/mg/ - Math General: Zariski Topology Edition

How do I approach this question? I am really struggling with holomorphic functions expressed as integrals..

No, plug in f(3); that doesnt work

plug in mod4 then

Im sorry
f(x)=(x+2)mod3 +1
This one is right, i guess it could be better

Tips/tricks for solving this problem?

That doesn't fit his graph

Maybe I'm just a brainlet, but I'm not sure this can be defined.

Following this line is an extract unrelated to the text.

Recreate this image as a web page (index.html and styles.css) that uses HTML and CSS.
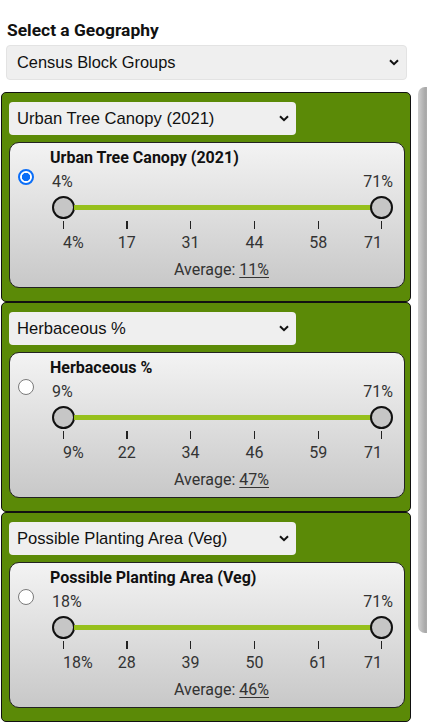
FILE: index.html
```html
<!DOCTYPE html>
<html lang="en">
<head>
<meta charset="utf-8">
<title>Select a Geography</title>
<link rel="stylesheet" href="styles.css">
</head>
<body>
<div class="page">
  <main class="sidebar">
    <h2 class="heading">Select a Geography</h2>
    <div class="select select-main">
      <span>Census Block Groups</span>
      <svg class="chev" width="10" height="7" viewBox="0 0 10 7"><path d="M1 1.2 L5 5.2 L9 1.2" fill="none" stroke="#111" stroke-width="2"/></svg>
    </div>

    <section class="panel">
      <div class="select select-inner">
        <span>Urban Tree Canopy (2021)</span>
        <svg class="chev" width="10" height="7" viewBox="0 0 10 7"><path d="M1 1.2 L5 5.2 L9 1.2" fill="none" stroke="#111" stroke-width="2"/></svg>
      </div>
      <div class="card">
        <span class="radio checked"></span>
        <div class="content">
          <div class="title">Urban Tree Canopy (2021)</div>
          <div class="range-labels"><span>4%</span><span>71%</span></div>
          <div class="slider"><span class="thumb"></span><span class="track"></span><span class="thumb"></span></div>
          <div class="grid">
            <div class="pip first"><i></i><span>4%</span></div>
            <div class="pip"><i></i><span>17</span></div>
            <div class="pip"><i></i><span>31</span></div>
            <div class="pip"><i></i><span>44</span></div>
            <div class="pip"><i></i><span>58</span></div>
            <div class="pip last"><i></i><span>71</span></div>
          </div>
          <div class="average">Average: <u>11%</u></div>
        </div>
      </div>
    </section>

    <section class="panel">
      <div class="select select-inner">
        <span>Herbaceous %</span>
        <svg class="chev" width="10" height="7" viewBox="0 0 10 7"><path d="M1 1.2 L5 5.2 L9 1.2" fill="none" stroke="#111" stroke-width="2"/></svg>
      </div>
      <div class="card">
        <span class="radio"></span>
        <div class="content">
          <div class="title">Herbaceous %</div>
          <div class="range-labels"><span>9%</span><span>71%</span></div>
          <div class="slider"><span class="thumb"></span><span class="track"></span><span class="thumb"></span></div>
          <div class="grid">
            <div class="pip first"><i></i><span>9%</span></div>
            <div class="pip"><i></i><span>22</span></div>
            <div class="pip"><i></i><span>34</span></div>
            <div class="pip"><i></i><span>46</span></div>
            <div class="pip"><i></i><span>59</span></div>
            <div class="pip last"><i></i><span>71</span></div>
          </div>
          <div class="average">Average: <u>47%</u></div>
        </div>
      </div>
    </section>

    <section class="panel">
      <div class="select select-inner">
        <span>Possible Planting Area (Veg)</span>
        <svg class="chev" width="10" height="7" viewBox="0 0 10 7"><path d="M1 1.2 L5 5.2 L9 1.2" fill="none" stroke="#111" stroke-width="2"/></svg>
      </div>
      <div class="card">
        <span class="radio"></span>
        <div class="content">
          <div class="title">Possible Planting Area (Veg)</div>
          <div class="range-labels"><span>18%</span><span>71%</span></div>
          <div class="slider"><span class="thumb"></span><span class="track"></span><span class="thumb"></span></div>
          <div class="grid">
            <div class="pip first"><i></i><span>18%</span></div>
            <div class="pip"><i></i><span>28</span></div>
            <div class="pip"><i></i><span>39</span></div>
            <div class="pip"><i></i><span>50</span></div>
            <div class="pip"><i></i><span>61</span></div>
            <div class="pip last"><i></i><span>71</span></div>
          </div>
          <div class="average">Average: <u>46%</u></div>
        </div>
      </div>
    </section>
  </main>
  <div class="scrollbar"></div>
</div>
</body>
</html>
```

FILE: styles.css
```css
html, body {
  margin: 0;
  padding: 0;
  background: #fff;
}
body {
  font-family: Roboto, "Liberation Sans", Arial, sans-serif;
  color: #222;
  overflow: hidden;
}
.page {
  display: flex;
  align-items: flex-start;
}
.sidebar {
  width: 412px;
  flex: none;
  display: flex;
  flex-direction: column;
}
.heading {
  margin: 20px 0 0 7px;
  font-size: 17.4px;
  line-height: 20px;
  font-weight: 700;
  color: #111;
}
.select {
  display: flex;
  align-items: center;
  justify-content: space-between;
  box-sizing: border-box;
  background: #efefef;
  border-radius: 4px;
  font-family: "Liberation Sans", Arial, sans-serif;
  font-size: 16.6px;
  color: #111;
}
.select-main {
  margin: 5px 0 0 6px;
  width: 401px;
  height: 35px;
  padding: 0 7px 0 10px;
  border: 1px solid #e3e3e3;
  font-size: 16.4px;
}
.select-inner {
  width: 287px;
  height: 33px;
  padding: 0 7px 0 8px;
}
.chev {
  flex: none;
}
.panel {
  box-sizing: border-box;
  margin-left: 1px;
  width: 410px;
  height: 210px;
  background: #5b8a07;
  border: 1px solid #111;
  border-radius: 5px;
  padding: 9px 5px 0 7px;
  display: flex;
  flex-direction: column;
}
.select-main + .panel {
  margin-top: 12px;
}
.card {
  margin-top: 7px;
  box-sizing: border-box;
  height: 146px;
  border: 1px solid #222;
  border-radius: 10px;
  background: linear-gradient(#f3f3f3, #c8c8c8);
  display: flex;
  align-items: flex-start;
  padding: 6px 11px 8px 8px;
}
.radio {
  flex: none;
  box-sizing: border-box;
  width: 16px;
  height: 16px;
  margin-top: 20px;
  border-radius: 50%;
  background: #fff;
  border: 1px solid #7a7a7a;
}
.radio.checked {
  border: 2px solid #0b6ef7;
  background: radial-gradient(circle, #0b6ef7 0 3.8px, #fff 4.5px);
}
.content {
  flex: 1;
  margin-left: 16px;
  display: flex;
  flex-direction: column;
  color: #333;
}
.title {
  font-size: 16px;
  line-height: 18px;
  font-weight: 700;
  color: #111;
}
.range-labels {
  margin: 6px 0 0 2px;
  display: flex;
  justify-content: space-between;
  font-size: 16px;
  line-height: 18px;
}
.slider {
  margin: 4px 0 0 2px;
  height: 24px;
  display: flex;
  align-items: center;
}
.thumb {
  flex: none;
  box-sizing: border-box;
  width: 23px;
  height: 23px;
  border-radius: 50%;
  background: #c6c6c6;
  border: 2px solid #111;
}
.track {
  flex: 1;
  height: 5px;
  background: #97c01c;
  margin: 0 -1px;
}
.grid {
  margin: 2px 11px 0 13px;
  display: flex;
  justify-content: space-between;
}
.pip {
  width: 0;
  display: flex;
  flex-direction: column;
  align-items: center;
}
.pip i {
  display: block;
  width: 1.4px;
  height: 8px;
  background: #222;
}
.pip span {
  margin-top: 5px;
  font-size: 16px;
  line-height: 18px;
  white-space: nowrap;
}
.pip.first {
  align-items: flex-start;
}
.pip.last {
  align-items: flex-end;
}
.average {
  margin-top: 9px;
  text-align: center;
  font-size: 16px;
  line-height: 18px;
}
.average u {
  text-underline-offset: 2px;
}
.scrollbar {
  flex: none;
  margin: 87px 0 0 6px;
  width: 12px;
  height: 546px;
  border-radius: 7px 0 0 7px;
  background: linear-gradient(to right, #cfcfcf, #a9a9a9 60%, #b3b3b3);
}
```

A sawtooth wave under an affine transformation
t. engayneer

I have 4m+2 points on the unit circle with equal angle between them, such that one point is on x-axis.
I'm guessing that the points not on the x-axis all have some similar roots appearing in their x-value, and some distinct roots in y-value.
Distinct in this case means that you can't get any of the x-roots by multiplying some y-root by a rational number.
How would I show this for all positive integers m?

Example: m=1 -> all points have x-value [math]\pm \frac{1}{2}[/math] and y-value [math]\pm \frac{\sqrt 3}{2}[/math].
Example: m=2, the positive y-points are attached, and negative are symmetric.

f(x) = x - 3 ceiling(x/3) + 3

Who /Fourier Analysis/ here?

Ideals of R are direct products of ideals of [math]\mathbb{Z}[/math] and ideals of [math]\mathbb{Z}_{80}[/math]. To see this, multiply each element of an ideal J of R by (1,0) and (0,1). Or note that, since the canonical projections are ring epimorphisms, the images of J under them are ideals of the images of R.

For maximal ideals, note that [math]J = J_1 \times J_2[/math] is maximal in R iff one of [math]J_1[/math] and [math]J_2[/math] is maximal and the other equal to its entire ring, for otherwise you can pick a larger proper ideal in R. So for example [math]2 \mathbb{Z} \times \mathbb{Z}_{80}[/math] is a maximal ideal, because if [math]J_1 \times \mathbb{Z}_{80}[/math] is a larger ideal, [math]J_1[/math] must be an ideal larger than [math]2 \mathbb{Z}[/math], which can only be [math]\mathbb{Z}[/math] itself.

The same holds for prime ideals. [math]J = J_1 \times J_2[/math] is prime in R iff one of [math]J_1[/math] and [math]J_2[/math] is prime and the other is equal to the whole ring. To show J is prime, note that J is the preimage of the prime ideal, either [math]J_1[/math] or [math]J_2[/math], under its canonical projection, and the preimage of a prime ideal under a homomorphism is another prime ideal. You may see by picking elements from J and R why the converse holds.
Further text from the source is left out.